Secondly, I share.  I gift my knowledge and experience to anyone who asks to hear my story.  I do not force my vegan baggage upon people who are not ready to embrace it or are too overwhelmed to carry it.  Instead, I wear my green T-shirt, and wait for them to find the space to notice and ask.  And when they do, I try to welcome them warmly from where they are now.  I show them that the vegan side of the street is a pretty cool place to live.  Why did the chicken cross the road?  He knew his neighbor was vegan, too.  (I just made that up.)

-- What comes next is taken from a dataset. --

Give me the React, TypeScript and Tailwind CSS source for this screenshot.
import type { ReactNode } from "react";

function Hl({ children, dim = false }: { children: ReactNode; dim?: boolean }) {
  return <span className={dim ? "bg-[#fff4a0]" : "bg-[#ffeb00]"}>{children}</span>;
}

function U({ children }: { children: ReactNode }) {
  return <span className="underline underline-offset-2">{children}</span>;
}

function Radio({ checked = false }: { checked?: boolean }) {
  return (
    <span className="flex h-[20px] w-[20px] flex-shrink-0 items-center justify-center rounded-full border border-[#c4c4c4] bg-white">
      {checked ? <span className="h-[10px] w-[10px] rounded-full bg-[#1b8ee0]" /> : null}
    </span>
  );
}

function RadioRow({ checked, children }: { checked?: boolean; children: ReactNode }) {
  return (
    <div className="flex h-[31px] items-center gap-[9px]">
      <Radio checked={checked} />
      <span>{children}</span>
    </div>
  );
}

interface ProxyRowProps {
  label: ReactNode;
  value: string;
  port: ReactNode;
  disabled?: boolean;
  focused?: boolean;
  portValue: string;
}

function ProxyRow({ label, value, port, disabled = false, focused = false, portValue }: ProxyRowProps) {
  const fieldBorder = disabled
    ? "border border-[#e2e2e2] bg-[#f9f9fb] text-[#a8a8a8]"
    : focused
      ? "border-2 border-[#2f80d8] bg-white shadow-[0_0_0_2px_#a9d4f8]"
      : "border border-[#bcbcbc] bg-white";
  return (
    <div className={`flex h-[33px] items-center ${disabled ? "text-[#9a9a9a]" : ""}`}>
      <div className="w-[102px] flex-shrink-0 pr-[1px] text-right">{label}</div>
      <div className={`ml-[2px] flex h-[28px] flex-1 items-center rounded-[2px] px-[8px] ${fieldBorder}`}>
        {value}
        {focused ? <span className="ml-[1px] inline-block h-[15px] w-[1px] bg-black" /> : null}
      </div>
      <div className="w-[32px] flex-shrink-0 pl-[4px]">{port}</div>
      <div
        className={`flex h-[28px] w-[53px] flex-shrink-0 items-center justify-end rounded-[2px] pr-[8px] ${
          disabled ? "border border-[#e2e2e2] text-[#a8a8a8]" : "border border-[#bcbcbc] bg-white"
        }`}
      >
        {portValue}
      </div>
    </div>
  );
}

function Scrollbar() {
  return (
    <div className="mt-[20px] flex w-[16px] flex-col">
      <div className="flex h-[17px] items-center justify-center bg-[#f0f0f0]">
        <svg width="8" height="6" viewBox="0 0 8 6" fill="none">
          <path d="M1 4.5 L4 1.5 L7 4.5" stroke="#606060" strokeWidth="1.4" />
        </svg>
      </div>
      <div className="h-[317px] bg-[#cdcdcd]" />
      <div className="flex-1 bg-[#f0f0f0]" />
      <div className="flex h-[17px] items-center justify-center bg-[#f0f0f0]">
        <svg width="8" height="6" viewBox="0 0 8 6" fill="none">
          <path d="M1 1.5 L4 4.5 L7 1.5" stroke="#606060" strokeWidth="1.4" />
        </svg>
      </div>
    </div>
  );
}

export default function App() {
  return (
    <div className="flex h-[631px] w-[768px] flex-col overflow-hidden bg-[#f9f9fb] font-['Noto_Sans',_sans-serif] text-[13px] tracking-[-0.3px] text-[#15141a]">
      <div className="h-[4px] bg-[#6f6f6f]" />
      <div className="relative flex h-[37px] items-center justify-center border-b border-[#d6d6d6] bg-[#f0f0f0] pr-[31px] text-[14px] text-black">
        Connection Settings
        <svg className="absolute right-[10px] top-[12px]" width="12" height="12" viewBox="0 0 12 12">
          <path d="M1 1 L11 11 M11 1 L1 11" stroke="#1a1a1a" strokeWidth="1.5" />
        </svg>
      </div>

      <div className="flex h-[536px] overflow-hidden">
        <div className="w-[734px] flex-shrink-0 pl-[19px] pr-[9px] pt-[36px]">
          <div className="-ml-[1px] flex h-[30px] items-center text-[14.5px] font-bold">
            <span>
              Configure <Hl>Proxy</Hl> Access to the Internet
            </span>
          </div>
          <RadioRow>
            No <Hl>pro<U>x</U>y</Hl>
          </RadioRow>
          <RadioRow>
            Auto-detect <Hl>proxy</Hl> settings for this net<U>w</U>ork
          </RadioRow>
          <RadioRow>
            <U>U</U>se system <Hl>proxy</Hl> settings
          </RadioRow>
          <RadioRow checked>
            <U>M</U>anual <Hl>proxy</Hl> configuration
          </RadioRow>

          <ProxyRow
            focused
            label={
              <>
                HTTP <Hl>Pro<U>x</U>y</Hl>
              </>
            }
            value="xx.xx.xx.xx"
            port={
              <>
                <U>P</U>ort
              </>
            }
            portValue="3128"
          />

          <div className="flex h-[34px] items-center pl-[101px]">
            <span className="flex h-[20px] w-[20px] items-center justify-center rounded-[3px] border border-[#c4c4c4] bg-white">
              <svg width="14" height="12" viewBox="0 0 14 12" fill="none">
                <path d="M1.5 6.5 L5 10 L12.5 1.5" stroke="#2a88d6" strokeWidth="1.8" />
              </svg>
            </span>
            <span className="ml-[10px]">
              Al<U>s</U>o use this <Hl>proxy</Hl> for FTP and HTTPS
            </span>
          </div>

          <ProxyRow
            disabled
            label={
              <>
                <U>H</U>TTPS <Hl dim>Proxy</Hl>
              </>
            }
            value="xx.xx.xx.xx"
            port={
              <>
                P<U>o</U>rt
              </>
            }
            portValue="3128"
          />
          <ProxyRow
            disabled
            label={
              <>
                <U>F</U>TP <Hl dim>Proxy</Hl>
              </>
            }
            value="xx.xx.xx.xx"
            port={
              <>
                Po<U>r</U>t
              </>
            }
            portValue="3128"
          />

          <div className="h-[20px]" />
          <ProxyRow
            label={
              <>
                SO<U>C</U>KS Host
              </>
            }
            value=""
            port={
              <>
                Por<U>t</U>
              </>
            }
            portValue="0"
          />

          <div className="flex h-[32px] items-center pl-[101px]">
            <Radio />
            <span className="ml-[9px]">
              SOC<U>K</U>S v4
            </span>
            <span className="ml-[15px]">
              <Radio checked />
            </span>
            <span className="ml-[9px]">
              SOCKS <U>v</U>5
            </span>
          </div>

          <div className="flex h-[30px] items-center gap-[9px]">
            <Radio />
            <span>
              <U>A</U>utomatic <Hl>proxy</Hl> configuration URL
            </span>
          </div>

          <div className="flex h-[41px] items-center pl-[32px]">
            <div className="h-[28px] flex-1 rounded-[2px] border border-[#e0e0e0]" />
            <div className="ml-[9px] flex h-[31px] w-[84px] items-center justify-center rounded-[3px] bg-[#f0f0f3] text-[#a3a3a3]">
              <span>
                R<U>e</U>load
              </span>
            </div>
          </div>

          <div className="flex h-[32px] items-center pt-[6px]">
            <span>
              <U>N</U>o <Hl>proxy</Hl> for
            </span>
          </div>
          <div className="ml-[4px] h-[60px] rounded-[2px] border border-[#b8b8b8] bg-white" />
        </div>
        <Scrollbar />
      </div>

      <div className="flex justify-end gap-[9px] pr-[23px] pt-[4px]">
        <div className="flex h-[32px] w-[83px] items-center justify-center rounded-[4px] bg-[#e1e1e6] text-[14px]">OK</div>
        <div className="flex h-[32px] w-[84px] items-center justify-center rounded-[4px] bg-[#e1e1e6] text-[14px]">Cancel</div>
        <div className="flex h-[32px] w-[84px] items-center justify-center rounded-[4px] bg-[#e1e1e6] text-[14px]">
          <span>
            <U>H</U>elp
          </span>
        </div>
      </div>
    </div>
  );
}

One day, my vegan ambition is to convert more people to this community.  Could I expand my food skills by preparing meals or giving vegan cooking lessons to some hungry souls?  Perhaps I could speak to some food bank volunteers, to see if vegan options might be most affordable and healthy for those in need.  I’ll sneak a vegan cookbook into the little free library just down the street from my house.  I’ll go bigger and figure out how to present a viable business plan that influences dairy farmers to convert their facilities to profitable vegan based agriculture.  Maybe one day I’ll write my own business plan, and finally build that little barn that only serves vegan ice cream, yoga classes, and happiness, while rescued farm animals lounge in style in their own luxury accommodations across my property.  One day, I’ll find a pair of vegan shoes that are super cool and non-synthetic, and I won’t have to think about the Great Pacific Garbage Patch while I walk.

I have a lot of ambition, but for now, I quietly persist.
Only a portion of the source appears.